Your instructions:
Copy the data word for word, keeping every line.

Given data:

"""

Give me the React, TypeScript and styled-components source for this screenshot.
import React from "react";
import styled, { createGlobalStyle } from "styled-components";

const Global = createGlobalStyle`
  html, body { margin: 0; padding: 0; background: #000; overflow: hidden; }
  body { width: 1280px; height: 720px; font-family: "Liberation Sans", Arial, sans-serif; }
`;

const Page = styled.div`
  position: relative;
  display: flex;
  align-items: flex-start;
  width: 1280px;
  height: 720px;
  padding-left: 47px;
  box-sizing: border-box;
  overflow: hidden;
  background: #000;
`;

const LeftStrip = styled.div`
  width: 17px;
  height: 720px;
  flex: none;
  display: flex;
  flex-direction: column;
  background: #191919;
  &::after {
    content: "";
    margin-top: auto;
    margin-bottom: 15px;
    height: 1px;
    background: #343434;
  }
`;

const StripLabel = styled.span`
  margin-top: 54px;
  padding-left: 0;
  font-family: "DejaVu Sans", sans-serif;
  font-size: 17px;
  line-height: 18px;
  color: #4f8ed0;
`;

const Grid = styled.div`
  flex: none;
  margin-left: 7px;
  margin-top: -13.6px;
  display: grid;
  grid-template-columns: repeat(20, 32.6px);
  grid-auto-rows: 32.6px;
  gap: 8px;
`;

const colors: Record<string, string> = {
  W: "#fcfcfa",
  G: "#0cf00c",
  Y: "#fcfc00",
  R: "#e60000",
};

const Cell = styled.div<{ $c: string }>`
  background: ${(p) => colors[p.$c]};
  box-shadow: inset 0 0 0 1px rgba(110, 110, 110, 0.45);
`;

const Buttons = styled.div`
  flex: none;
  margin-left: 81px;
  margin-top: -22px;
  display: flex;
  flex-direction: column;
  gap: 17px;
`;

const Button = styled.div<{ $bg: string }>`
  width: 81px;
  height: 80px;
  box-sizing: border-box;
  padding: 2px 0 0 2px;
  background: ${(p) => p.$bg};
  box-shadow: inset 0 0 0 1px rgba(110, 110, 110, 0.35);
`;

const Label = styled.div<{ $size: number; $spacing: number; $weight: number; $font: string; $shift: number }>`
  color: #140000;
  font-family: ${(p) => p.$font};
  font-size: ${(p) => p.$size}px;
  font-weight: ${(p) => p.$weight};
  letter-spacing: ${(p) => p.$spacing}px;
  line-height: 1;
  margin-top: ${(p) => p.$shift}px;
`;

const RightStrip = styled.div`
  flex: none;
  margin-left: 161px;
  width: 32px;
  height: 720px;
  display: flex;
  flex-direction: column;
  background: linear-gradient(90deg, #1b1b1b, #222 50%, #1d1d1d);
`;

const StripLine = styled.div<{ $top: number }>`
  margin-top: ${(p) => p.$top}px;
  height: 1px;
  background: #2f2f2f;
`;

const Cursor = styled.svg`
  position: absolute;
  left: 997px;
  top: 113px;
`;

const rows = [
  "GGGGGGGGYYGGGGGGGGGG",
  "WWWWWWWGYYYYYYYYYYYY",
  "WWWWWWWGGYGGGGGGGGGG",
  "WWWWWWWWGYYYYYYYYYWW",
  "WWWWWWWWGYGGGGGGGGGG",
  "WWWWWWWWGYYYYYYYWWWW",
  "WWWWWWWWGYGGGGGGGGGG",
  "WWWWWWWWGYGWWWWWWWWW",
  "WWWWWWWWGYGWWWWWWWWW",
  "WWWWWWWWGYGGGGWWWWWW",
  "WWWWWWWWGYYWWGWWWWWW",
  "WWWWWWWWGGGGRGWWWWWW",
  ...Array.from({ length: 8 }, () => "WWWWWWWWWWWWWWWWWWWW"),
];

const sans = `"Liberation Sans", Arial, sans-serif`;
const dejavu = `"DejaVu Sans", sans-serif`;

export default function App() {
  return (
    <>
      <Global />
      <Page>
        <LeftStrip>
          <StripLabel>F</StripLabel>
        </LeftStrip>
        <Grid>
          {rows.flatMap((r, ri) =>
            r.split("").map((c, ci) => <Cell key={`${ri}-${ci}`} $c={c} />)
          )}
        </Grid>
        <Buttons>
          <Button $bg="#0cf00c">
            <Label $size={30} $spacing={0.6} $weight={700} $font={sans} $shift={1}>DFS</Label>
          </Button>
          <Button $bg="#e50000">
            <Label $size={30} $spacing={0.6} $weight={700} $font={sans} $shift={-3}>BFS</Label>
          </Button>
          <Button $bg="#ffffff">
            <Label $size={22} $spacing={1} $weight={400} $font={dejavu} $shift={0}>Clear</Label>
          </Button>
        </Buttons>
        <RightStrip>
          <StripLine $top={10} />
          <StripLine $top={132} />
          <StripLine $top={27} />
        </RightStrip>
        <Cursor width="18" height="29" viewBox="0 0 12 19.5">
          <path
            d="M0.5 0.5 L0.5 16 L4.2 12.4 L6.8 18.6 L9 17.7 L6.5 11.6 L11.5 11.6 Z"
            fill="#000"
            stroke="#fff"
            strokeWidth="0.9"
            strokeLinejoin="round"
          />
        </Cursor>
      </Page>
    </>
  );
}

"""

Reply to the task:
Give me the React, TypeScript and styled-components source for this screenshot.
import React from "react";
import styled, { createGlobalStyle } from "styled-components";

const Global = createGlobalStyle`
  html, body { margin: 0; padding: 0; background: #000; overflow: hidden; }
  body { width: 1280px; height: 720px; font-family: "Liberation Sans", Arial, sans-serif; }
`;

const Page = styled.div`
  position: relative;
  display: flex;
  align-items: flex-start;
  width: 1280px;
  height: 720px;
  padding-left: 47px;
  box-sizing: border-box;
  overflow: hidden;
  background: #000;
`;

const LeftStrip = styled.div`
  width: 17px;
  height: 720px;
  flex: none;
  display: flex;
  flex-direction: column;
  background: #191919;
  &::after {
    content: "";
    margin-top: auto;
    margin-bottom: 15px;
    height: 1px;
    background: #343434;
  }
`;

const StripLabel = styled.span`
  margin-top: 54px;
  padding-left: 0;
  font-family: "DejaVu Sans", sans-serif;
  font-size: 17px;
  line-height: 18px;
  color: #4f8ed0;
`;

const Grid = styled.div`
  flex: none;
  margin-left: 7px;
  margin-top: -13.6px;
  display: grid;
  grid-template-columns: repeat(20, 32.6px);
  grid-auto-rows: 32.6px;
  gap: 8px;
`;

const colors: Record<string, string> = {
  W: "#fcfcfa",
  G: "#0cf00c",
  Y: "#fcfc00",
  R: "#e60000",
};

const Cell = styled.div<{ $c: string }>`
  background: ${(p) => colors[p.$c]};
  box-shadow: inset 0 0 0 1px rgba(110, 110, 110, 0.45);
`;

const Buttons = styled.div`
  flex: none;
  margin-left: 81px;
  margin-top: -22px;
  display: flex;
  flex-direction: column;
  gap: 17px;
`;

const Button = styled.div<{ $bg: string }>`
  width: 81px;
  height: 80px;
  box-sizing: border-box;
  padding: 2px 0 0 2px;
  background: ${(p) => p.$bg};
  box-shadow: inset 0 0 0 1px rgba(110, 110, 110, 0.35);
`;

const Label = styled.div<{ $size: number; $spacing: number; $weight: number; $font: string; $shift: number }>`
  color: #140000;
  font-family: ${(p) => p.$font};
  font-size: ${(p) => p.$size}px;
  font-weight: ${(p) => p.$weight};
  letter-spacing: ${(p) => p.$spacing}px;
  line-height: 1;
  margin-top: ${(p) => p.$shift}px;
`;

const RightStrip = styled.div`
  flex: none;
  margin-left: 161px;
  width: 32px;
  height: 720px;
  display: flex;
  flex-direction: column;
  background: linear-gradient(90deg, #1b1b1b, #222 50%, #1d1d1d);
`;

const StripLine = styled.div<{ $top: number }>`
  margin-top: ${(p) => p.$top}px;
  height: 1px;
  background: #2f2f2f;
`;

const Cursor = styled.svg`
  position: absolute;
  left: 997px;
  top: 113px;
`;

const rows = [
  "GGGGGGGGYYGGGGGGGGGG",
  "WWWWWWWGYYYYYYYYYYYY",
  "WWWWWWWGGYGGGGGGGGGG",
  "WWWWWWWWGYYYYYYYYYWW",
  "WWWWWWWWGYGGGGGGGGGG",
  "WWWWWWWWGYYYYYYYWWWW",
  "WWWWWWWWGYGGGGGGGGGG",
  "WWWWWWWWGYGWWWWWWWWW",
  "WWWWWWWWGYGWWWWWWWWW",
  "WWWWWWWWGYGGGGWWWWWW",
  "WWWWWWWWGYYWWGWWWWWW",
  "WWWWWWWWGGGGRGWWWWWW",
  ...Array.from({ length: 8 }, () => "WWWWWWWWWWWWWWWWWWWW"),
];

const sans = `"Liberation Sans", Arial, sans-serif`;
const dejavu = `"DejaVu Sans", sans-serif`;

export default function App() {
  return (
    <>
      <Global />
      <Page>
        <LeftStrip>
          <StripLabel>F</StripLabel>
        </LeftStrip>
        <Grid>
          {rows.flatMap((r, ri) =>
            r.split("").map((c, ci) => <Cell key={`${ri}-${ci}`} $c={c} />)
          )}
        </Grid>
        <Buttons>
          <Button $bg="#0cf00c">
            <Label $size={30} $spacing={0.6} $weight={700} $font={sans} $shift={1}>DFS</Label>
          </Button>
          <Button $bg="#e50000">
            <Label $size={30} $spacing={0.6} $weight={700} $font={sans} $shift={-3}>BFS</Label>
          </Button>
          <Button $bg="#ffffff">
            <Label $size={22} $spacing={1} $weight={400} $font={dejavu} $shift={0}>Clear</Label>
          </Button>
        </Buttons>
        <RightStrip>
          <StripLine $top={10} />
          <StripLine $top={132} />
          <StripLine $top={27} />
        </RightStrip>
        <Cursor width="18" height="29" viewBox="0 0 12 19.5">
          <path
            d="M0.5 0.5 L0.5 16 L4.2 12.4 L6.8 18.6 L9 17.7 L6.5 11.6 L11.5 11.6 Z"
            fill="#000"
            stroke="#fff"
            strokeWidth="0.9"
            strokeLinejoin="round"
          />
        </Cursor>
      </Page>
    </>
  );
}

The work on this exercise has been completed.